KEEROM (bisnisjakarta.co.id) – Ada kekhawatiran sementara pihak terkait permintaan Tim kuasa hukum Gubernur Papua agar Komisi Pemberantasan Korupsi (KPK) mengizinkan Lukas Enembe kembali berobat ke luar negeri, dapat dimanfaatkan untuk melarikan diri dari kasus dugaan korupsi yang selama ini menjeratnya. Namun tokoh muda dari Kabupaten Keerom, Ferdinan Fernando Asso menampik kekhawatiran itu.
‘’Beliau (Lukas Enembe) adalah salah satu orang tua kami. Jadi, kami tahu (Lukas) ini orang tua yang sangat bertanggung jawab dan saya pribadi merasa beliau tidak akan mempermalukan kami bangsa Papua yang besar ini. Jadi beliau akan tetap mengikuti proses yang sudah ditetapkan oleh penegak hukum,’’ kata aktivis Lembaga Swadaya Masyarakat Gerakan Pemantau Kinerja Aparatur Negara (Gempur) ini di Keerom, Kamis (15/12/2022).
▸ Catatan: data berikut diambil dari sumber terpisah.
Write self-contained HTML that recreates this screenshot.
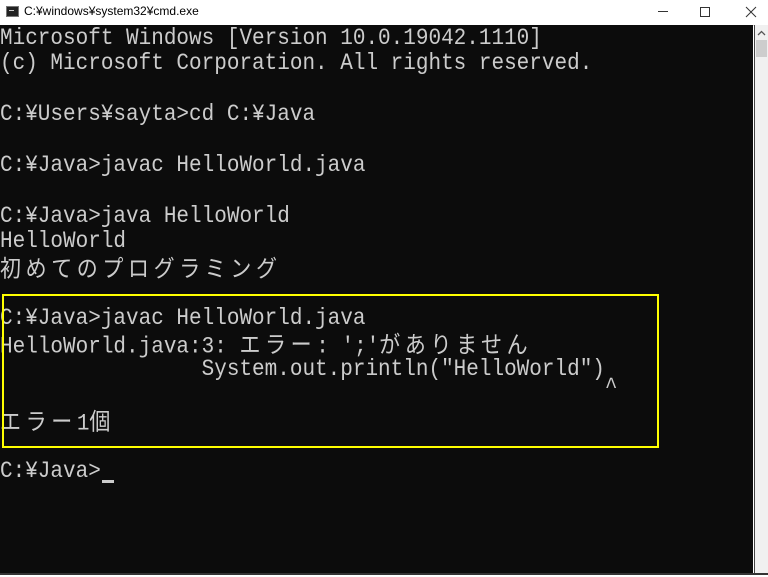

Fernando mengakui, ada beberapa pejabat di republik ini, termasuk dari Papua, ketika ditetapkan menjadi tersangka kasus dugaan korupsi, kemudian melarikan diri ke luar negeri, dan membuat citra orang Papua rusak. Namun, Sarjana Teknik yang pernah empat tahun belajar di luar negeri ini yakin, jika Gubernur Papua diizinkan berobat ke luar negeri, negara, dalam hal ini KPK, tentu akan menerapkan proteksi khusus terhadap orang nomor satu Papua itu.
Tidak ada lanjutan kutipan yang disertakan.